Advertisement

If this horse looks stressed, his trainer and owner look relieved

Share

In the paddock, race trackers can be seen craning their neck, looking at how a horse is walking, how agitated they might be and noticing any kind of stress.

It usually comes in the form of lathering, which occurs when a horse sweats. It’s viewed as something you don’t want from your horse. But not always.

Pavel was running his third race, the Grade 3 Smarty Jones Stakes at Parx, near Philadelphia, last September.

Advertisement

“Parx has a semi-indoor paddock,” said Paul Reddam, who along with his wife Zillah owns Pavel. “As the horses are being saddled, Pavel washes out completely. [Trainer] Doug [O’Neill] calls me on the phone as I was at home in California. He says, ‘If you were going to bet on him, don’t. I’ve never seen anything like it.’”

Reddam took O’Neill’s advice. But, Pavel won by six lengths.

Pavel is the 7-2 second choice in Saturday’s $1 million Pacific Classic at Del Mar and his connections are hoping he goes on the track as an excitable boy. Accelerate is the 8-5 favorite for trainer John Sadler. The 5-year-old is undefeated in California this year with two Grade 1 wins: the Santa Anita Handicap and Gold Cup at Santa Anita.

Pavel, named after former Detroit Red Wing Pavel Datsyuk, was a very modestly priced horse, costing Reddam $150,000. The path that has led him to Saturday’s Pacific Classic is anything but normal. He didn’t debut until July of last year, missing all the Triple Crown races.

“Every little thing that can go on with a horse developing, he seemed to have,” O’Neill said, pointing out that none of the problems was serious. “He had been in and out of training for over a year before we debuted him.”

Pavel won his first race and then took a monster step up in class and was sent to the Grade 2 Jim Dandy Stakes at Saratoga, where he finished fourth running against last year’s Kentucky Derby and Preakness winners.

“We really wanted to run him in the West Virginia Derby,” Reddam said. “But we saw the Jim Dandy was coming up with a short field. We were aggressive. Maybe over-aggressive. But I don’t think horses can read a program. It didn’t hurt him in his next race.”

Advertisement

That was the win in the Smarty Jones. Pavel ran a good third in the Jockey Gold Cup at Belmont Park and then, as a 3-year-old running only his fifth race, he was entered into the Breeders’ Cup Classic. He finished 10th.

“He really laid an egg in the Classic,” Reddam said. “He came up completely flat. If he had run against second condition allowance horses, he wouldn’t have beaten them, either. … In the Breeders’ Cup, he was cool, calm and collected [in the paddock] and you see how he ran.”

O’Neill said Pavel was given “a few weeks of a whole lot of nothing” so they could then start to build him up again.
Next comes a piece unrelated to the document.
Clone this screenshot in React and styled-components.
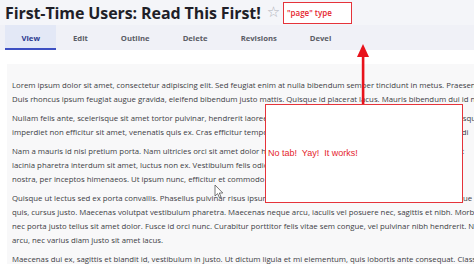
import styled, { createGlobalStyle } from "styled-components";

const GlobalStyle = createGlobalStyle`
  html, body {
    margin: 0;
    padding: 0;
    background: #ffffff;
    overflow: hidden;
  }
  body {
    font-family: "Open Sans", "Noto Sans", sans-serif;
  }
`;

const tabs = ["View", "Edit", "Outline", "Delete", "Revisions", "Devel"];

const paragraphs = [
  [
    "Lorem ipsum dolor sit amet, consectetur adipiscing elit. Sed feugiat enim at nulla bibendum semper tincidunt in metus. Praesent",
    "Duis rhoncus ipsum feugiat augue gravida, eleifend bibendum justo mattis. Quisque id placerat lacus. Mauris bibendum dui id nisl",
  ],
  [
    "Nullam felis ante, scelerisque sit amet tortor pulvinar, hendrerit laoreet nisi. Aliquam erat volutpat. Vivamus at sapien scelerisque",
    "imperdiet non efficitur sit amet, venenatis quis ex. Cras efficitur tempor nulla, vitae dignissim mauris hendrerit ut. Integer ordi",
  ],
  [
    "Nam a mauris id nisl pretium porta. Nam ultricies orci sit amet dolor hendrerit, non vulputate lectus tincidunt. Nunc vel mi et",
    "lacinia pharetra interdum sit amet, luctus non ex. Vestibulum felis odio, hendrerit ut dictum sed, tincidunt in neque. Donec",
    "nostra, per inceptos himenaeos. Ut ipsum nunc, efficitur et commodo a, mattis eget magna.",
  ],
  [
    "Quisque ut lectus sed ex porta convallis. Phasellus pulvinar risus ipsum, et pretium ipsum pellentesque vel. Nunc eu mi congue",
    "quis, cursus justo. Maecenas volutpat vestibulum pharetra. Maecenas neque arcu, iaculis vel posuere nec, sagittis et nibh. Morbi libero",
    "nec porta justo tellus sit amet dolor. Fusce id orci nunc. Curabitur porttitor felis vitae sem congue, vel pulvinar nibh hendrerit. Nulla",
    "arcu, nec varius diam justo sit amet lacus.",
  ],
  [
    "Maecenas dui ex, sagittis et blandit id, vestibulum in justo. Ut dictum ligula et mi elementum, quis lobortis ante consequat. Class",
    "aptent taciti sociosqu ad litora torquent per conubia nostra, per inceptos himenaeos. Duis eget nulla ut arcu dictum aliquet.",
  ],
];

const App = () => {
  return (
    <>
      <GlobalStyle />
      <Page>
        <Header>
          <TitleRow>
            <Title>First-Time Users: Read This First!</Title>
            <Star>☆</Star>
            <TypeNote>"page" type</TypeNote>
          </TitleRow>
          <Tabs>
            {tabs.map((tab, i) => (
              <Tab key={tab} $active={i === 0}>
                {tab}
              </Tab>
            ))}
          </Tabs>
        </Header>
        <Content>
          {paragraphs.map((lines, i) => (
            <Para key={i}>
              {lines.map((line, j) => (
                <Line key={j}>{line}</Line>
              ))}
            </Para>
          ))}
        </Content>

        <Arrow width="14" height="62" viewBox="0 0 14 62">
          <polygon points="7,0 13,13 1,13" fill="#e8121b" />
          <rect x="5.8" y="12" width="2.6" height="50" fill="#e8121b" />
        </Arrow>
        <NoteBox>No tab!&nbsp; Yay!&nbsp; It works!</NoteBox>
        <Cursor width="10" height="15" viewBox="0 0 10 15">
          <path
            d="M1 1 L1 12 L3.6 9.6 L5.4 13.6 L7 12.9 L5.3 9 L8.8 9 Z"
            fill="#fff"
            stroke="#555"
            strokeWidth="0.8"
            strokeLinejoin="round"
          />
        </Cursor>
      </Page>
    </>
  );
};

export default App;

const Page = styled.div`
  position: relative;
  width: 474px;
  height: 264px;
  overflow: hidden;
  background: #ffffff;
`;

const Header = styled.header`
  background: #f4f5f9;
  padding: 0 5px;
`;

const TitleRow = styled.div`
  display: flex;
  align-items: center;
  height: 25px;
`;

const Title = styled.h1`
  margin: 0;
  font-family: "Open Sans", sans-serif;
  font-size: 16px;
  font-weight: 700;
  color: #1f1f28;
  letter-spacing: -0.1px;
  white-space: nowrap;
`;

const Star = styled.span`
  margin-left: 6px;
  font-family: "DejaVu Sans", sans-serif;
  font-size: 15px;
  color: #b0b2b9;
  line-height: 1;
`;

const TypeNote = styled.div`
  margin-left: 3px;
  align-self: flex-start;
  margin-top: 2px;
  box-sizing: border-box;
  width: 69px;
  height: 22px;
  border: 1.5px solid #e5333a;
  padding: 4px 0 0 3px;
  color: #e5242c;
  font-size: 8px;
  font-weight: 600;
  white-space: nowrap;
  background: #fff;
`;

const Tabs = styled.nav`
  display: flex;
  height: 25px;
  background: #f0f1f7;
  margin: 0 -5px;
  padding: 0 5px;
`;

const Tab = styled.div`
  display: flex;
  align-items: center;
  padding: 0 16.5px;
  font-size: 7.7px;
  font-weight: 700;
  color: ${(p) => (p.$active ? "#2c3a8f" : "#5b5d66")};
  background: ${(p) => (p.$active ? "#e3e8f6" : "transparent")};
  box-shadow: ${(p) => (p.$active ? "inset 0 -2px 0 #3d4fc2" : "none")};
`;

const Content = styled.main`
  margin: 14px 0 0 7px;
  padding: 14px 0 0 5px;
  background: #f8f8f9;
  min-height: 220px;
`;

const Para = styled.p`
  margin: 0 0 5px;
  font-size: 7.8px;
  line-height: 14px;
  color: #3c3d44;
`;

const Line = styled.span`
  display: block;
  white-space: nowrap;
`;

const Arrow = styled.svg`
  position: absolute;
  left: 356px;
  top: 44px;
`;

const NoteBox = styled.div`
  position: absolute;
  left: 265px;
  top: 104px;
  box-sizing: border-box;
  width: 198px;
  height: 99px;
  display: flex;
  align-items: center;
  padding: 0 2px 2px;
  background: #ffffff;
  border: 1.5px solid #e5333a;
  color: #e5242c;
  font-family: "Liberation Sans", Arial, sans-serif;
  font-size: 9px;
`;

const Cursor = styled.svg`
  position: absolute;
  left: 214px;
  top: 184px;
`;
He then ran a “credible” fourth in the one-turn Malibu Stakes and a fourth against older horses in the San Pasqual, both at Santa Anita.

Normally, you would continue to ease a horse back, but Pavel ended up on a long trip for the Dubai World Cup.

“Even though it’s one of the world’s richest races, it doesn’t attract the top European horses because it’s run on the dirt,” Reddam said. “His previous race he got into a lot of trouble at Santa Anita. But we had an invite to Dubai to run for $10 million so we took a shot.”

O’Neill said they were very happy with the fourth-place finish.

Now this is where the owner and trainer disagree. Reddam thought the Classic was Pavel’s worst race. O’Neill thinks it was the Gold Cup at Santa Anita.

“The Santa Anita Gold Cup was disappointing,” O”Neill said. “That was the one race where we were all scratching our heads. He was training good going into it but he just ran flat.

Advertisement

“At that point, I kicked my self a little when I realized he was the kind of horse that likes to lather up. He just gets real excitable. We had started putting cotton in his ears. We started schooling him in the gate and schooling him in the paddock trying to take that [excitability] away from him. Generally, the calmer a horse is, the better performance. But we took that away from him, so we decided to let him run raw.”

And that’s when he ran his best race, winning the Grade 1 Stephen Foster Handicap at Churchill Downs by 3 3/4 lengths.

It was a very hot day in Louisville and Pavel wasn’t the only creature, human or horse, who was sweating out the day.

“He got hot in the paddock and he ran the race we always dreamt he would run,” O’Neill said.

Reddam agreed.

“That was the horse we thought we had,” he said. “That was the horse we had seen in the morning.”

So, with all that good stuff going on, and hoping to see a lathered-up Pavel, Reddam should be optimistic.

Advertisement

“My one concern about the Pacific Classic is his one race at Del Mar (Breeders’ Cup Classic) was the worst race of his life,” Reddam said. “Some horses don’t like the surface. Remember Arrogate?”

Reddam is hoping people will say ‘Remember Pavel?’ but in a whole different way.